Du côté des Amap qui ont obtenu l'autorisation de continuer à fonctionner sous certaines conditions, il a fallu d'urgence trouver de nouveaux points de distribution en extérieur – avec l'autorisation de la mairie – ou à la ferme, après la fermeture des lieux habituels tels que les gymnases, écoles ou foyers. Le Mouvement inter-régional des Amap (Miramap) diffuse régulièrement des informations utiles sur son site, alors que plus de 2.000 Amap seraient actives en France.
Parallèlement à des démarches de plus grande ampleur telles que la plateforme de livraison à domicile du marché de Rungis ou aux discussions avec la grande distribution concernant les productions locales d'un certain volume, ces initiatives suffiront-elles à éviter trop de casse parmi les petits producteurs privés de leurs débouchés habituels ? Le Miramap appelle d'ores et déjà à "construire l'après-crise", à s'appuyer sur les futurs plans de relance pour un "renouvellement de notre système agricole et alimentaire". A savoir : "une relocalisation massive de nos productions agricoles et un changement de gouvernance dans la gestion du foncier, pour que les terres assurent la sécurité alimentaire de chaque territoire".

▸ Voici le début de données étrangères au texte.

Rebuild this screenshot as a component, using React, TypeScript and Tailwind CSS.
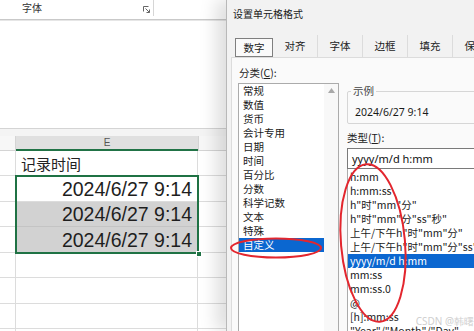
import React from 'react';

const dateText = '2024/6/27 9:14';

const categories = ['常规', '数值', '货币', '会计专用', '日期', '时间', '百分比', '分数', '科学记数', '文本', '特殊', '自定义', '', '', '', '', '', ''];

const formats = [
    'h:mm',
    'h:mm:ss',
    'h"时"mm"分"',
    'h"时"mm"分"ss"秒"',
    '上午/下午h"时"mm"分"',
    '上午/下午h"时"mm"分"ss"秒"',
    'yyyy/m/d h:mm',
    'mm:ss',
    'mm:ss.0',
    '@',
    '[h]:mm:ss',
    '"Year"/"Month"/"Day"',
];

const sheetRows = [
    {h: 'h-[25px]', kind: 'title'},
    {h: 'h-[26px]', kind: 'date'},
    {h: 'h-[25px]', kind: 'date-sel'},
    {h: 'h-[26px]', kind: 'date-sel'},
    {h: 'h-[25px]', kind: 'empty'},
    {h: 'h-[26px]', kind: 'empty'},
    {h: 'h-[25px]', kind: 'empty'},
    {h: 'h-[26px]', kind: 'empty'},
];

const Sheet = () => {
    return (
        <div className="relative w-[226px] shrink-0 bg-white">
            {/* ribbon group */}
            <div className="h-[19px] bg-white">
                <div className="flex h-[16px] w-[154px] items-center justify-between border-r border-[#d6d6d6] pl-[22px] pr-[2px]">
                    <span className="text-[10px] leading-[12px] text-[#333]">字体</span>
                    <svg width="8" height="8" viewBox="0 0 8 8" className="mt-[4px]">
                        <path d="M0.5 0.5h5M0.5 0.5v5" stroke="#666" strokeWidth="1" fill="none" />
                        <path d="M2.5 2.5l4 4M6.5 3.5v3h-3" stroke="#666" strokeWidth="1" fill="none" />
                    </svg>
                </div>
            </div>
            <div className="h-px bg-[#c9c9c9]" />
            <div className="h-px bg-[#e6e6e6]" />
            <div className="h-[107px] bg-white" />
            <div className="h-px bg-[#d4d4d4]" />
            <div className="h-[7px] bg-[#f4f4f4]" />

            {/* column header */}
            <div className="flex h-[15px]">
                <div className="w-[16px] border-r border-b border-[#d4d4d4] bg-[#f7f7f7]" />
                <div className="flex w-[182px] items-center justify-center border-b-2 border-[#217346] bg-[#e0e0e0] text-[10px] leading-none text-[#555] font-['Liberation_Sans',sans-serif]">
                    E
                </div>
                <div className="flex-1 border-l border-b border-[#d4d4d4] bg-[#f7f7f7]" />
            </div>

            {sheetRows.map((r, i) => (
                <div key={i} className={`flex ${r.h}`}>
                    <div className="w-[16px] border-r border-b border-[#dcdcdc]" />
                    <div
                        className={`flex w-[182px] items-end border-r border-b border-[#dcdcdc] ${
                            r.kind === 'date-sel' ? 'bg-[#d2d2d2] border-b-[#c4c4c4]' : ''
                        } ${r.kind === 'title' ? 'justify-start pl-[5px]' : 'justify-end pr-[5px]'}`}
                    >
                        {r.kind === 'title' && (
                            <span className="pb-[1px] text-[15px] leading-[20px] text-[#222]">记录时间</span>
                        )}
                        {(r.kind === 'date' || r.kind === 'date-sel') && (
                            <span className="text-[19.5px] leading-[24px] text-[#1e1e1e] font-['Liberation_Sans',sans-serif]">
                                {dateText}
                            </span>
                        )}
                    </div>
                    <div className="flex-1 border-b border-[#dcdcdc]" />
                </div>
            ))}

            {/* selection */}
            <div className="absolute left-[15px] top-[175px] h-[79px] w-[184px] border-2 border-[#1f7244]" />
            <div className="absolute left-[196px] top-[251px] h-[6px] w-[6px] border border-white bg-[#1f7244]" />
        </div>
    );
};

const FormatDialog = () => {
    return (
        <div className="relative z-10 flex-1 border-l border-[#b8b8b8] bg-[#f2f2f2] shadow-[-10px_0_16px_rgba(0,0,0,0.13)]">
            <div className="flex h-[26px] items-center pl-[6px] text-[10px] text-[#1a1a1a]">设置单元格格式</div>

            {/* tabs */}
            <div className="mt-[9px] flex h-[22px] items-end pl-[8px] text-[10.5px] text-[#222]">
                <div className="flex h-[19px] w-[38px] shrink-0 items-center justify-center border border-[#7f7f7f] bg-[#fafafa]">数字</div>
                {['对齐', '字体', '边框', '填充', '保护'].map((t) => (
                    <div key={t} className="flex h-[22px] w-[45px] shrink-0 items-center justify-center border-r border-[#dcdcdc]">
                        {t}
                    </div>
                ))}
            </div>

            <div className="ml-[4px] h-[300px] border-t border-l border-[#dcdcdc] bg-[#fafafa]">
                <div className="flex pt-[8px]">
                    {/* category column */}
                    <div className="ml-[6px] w-[101px] shrink-0">
                        <div className="h-[14px] pl-[1px] text-[10.5px] leading-[14px] text-[#222]">
                            分类(<span className="underline">C</span>):
                        </div>
                        <div className="mt-[3px] flex h-[260px] border border-[#ababab] bg-white">
                            <div className="w-[85px]">
                                {categories.map((c, i) => (
                                    <div
                                        key={i}
                                        className={`h-[14px] pl-[4px] text-[10.5px] leading-[14px] ${
                                            c === '自定义' ? 'bg-[#0b67d0] text-white' : 'text-[#1a1a1a]'
                                        }`}
                                    >
                                        {c}
                                    </div>
                                ))}
                            </div>
                            <div className="flex flex-1 justify-center bg-[#f8f8f8] pt-[4px]">
                                <svg width="7" height="5" viewBox="0 0 7 5">
                                    <path d="M0 5L3.5 0L7 5Z" fill="#a9a9a9" />
                                </svg>
                            </div>
                        </div>
                    </div>

                    {/* type column */}
                    <div className="ml-[8px] w-[150px] shrink-0 pt-[25px]">
                        <div className="relative h-[33px] rounded-[2px] border border-[#d6d6d6]">
                            <span className="absolute -top-[8px] left-[3px] bg-[#fafafa] px-[2px] text-[10.5px] leading-[14px] text-[#444]">
                                示例
                            </span>
                            <div className="pl-[7px] pt-[13px] text-[10.5px] leading-[14px] text-[#1a1a1a] font-['Noto_Sans',sans-serif]">
                                {dateText}
                            </div>
                        </div>
                        <div className="mt-[7px] h-[14px] text-[10.5px] leading-[14px] text-[#222]">
                            类型(<span className="underline">T</span>):
                        </div>
                        <div className="mt-[3px] h-[21px] border border-[#7a7a7a] bg-white pl-[4px] text-[11px] leading-[19px] text-[#111] font-['Noto_Sans',sans-serif]">
                            yyyy/m/d h:mm
                        </div>
                        <div className="h-[200px] border border-t-0 border-[#ababab] bg-white pt-px">
                            {formats.map((f, i) => (
                                <div
                                    key={i}
                                    className={`h-[14px] whitespace-nowrap pl-[2px] text-[10.5px] leading-[14px] ${
                                        i === 6 ? 'bg-[#0b67d0] text-white' : 'text-[#1a1a1a]'
                                    }`}
                                >
                                    {f}
                                </div>
                            ))}
                        </div>
                    </div>
                </div>
            </div>

            <div className="absolute bottom-[2px] right-[4px] text-[10px] text-[#cfcfcf] font-['Noto_Sans',sans-serif]">
                CSDN @韩曙江湖
            </div>
        </div>
    );
};

export default function App() {
    return (
        <div className="relative flex h-[331px] w-[474px] overflow-hidden bg-white font-['Noto_Sans_CJK_SC','Noto_Sans',sans-serif]">
            <Sheet />
            <FormatDialog />
            {/* red annotation rings */}
            <svg className="pointer-events-none absolute left-0 top-0 z-20" width="474" height="331" viewBox="0 0 474 331">
                <ellipse cx="276" cy="248" rx="45" ry="9.5" fill="none" stroke="#e3262e" strokeWidth="2" />
                <ellipse cx="373" cy="243" rx="32" ry="79" transform="rotate(-5 373 243)" fill="none" stroke="#e3262e" strokeWidth="2" />
            </svg>
        </div>
    );
}
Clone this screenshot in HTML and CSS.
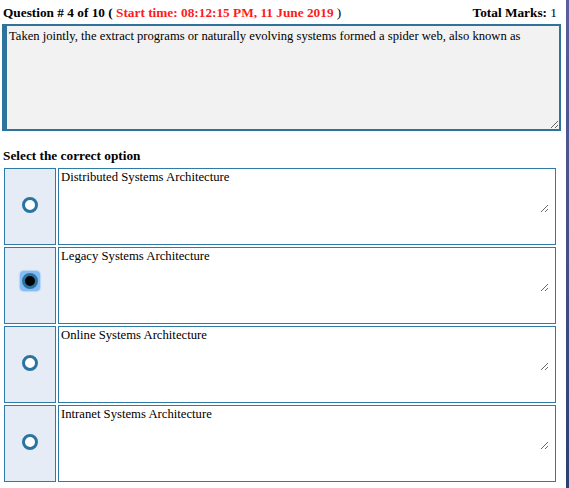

D'ici là, il importe pour France urbaine de recenser l'ensemble des initiatives qui se développent sur les territoires "afin d’accompagner au mieux tous les territoires", selon un communiqué du 2 avril. L'association d'élus vient de lancer, avec Resolis et Terres en villes, une enquête auprès de ses membres sur ces "stratégies alimentaires territoriales" actuellement bouleversées (voir notre article du 1er avril 2020).
(1) Des collectivités font également le choix de maintenir une partie de leur cuisine centrale en fonctionnement, pour contribuer aux livraisons de repas aux personnes isolées ou encore aux soignants, ou soutenir les associations de l'aide alimentaire comme en Saint-Saint-Denis.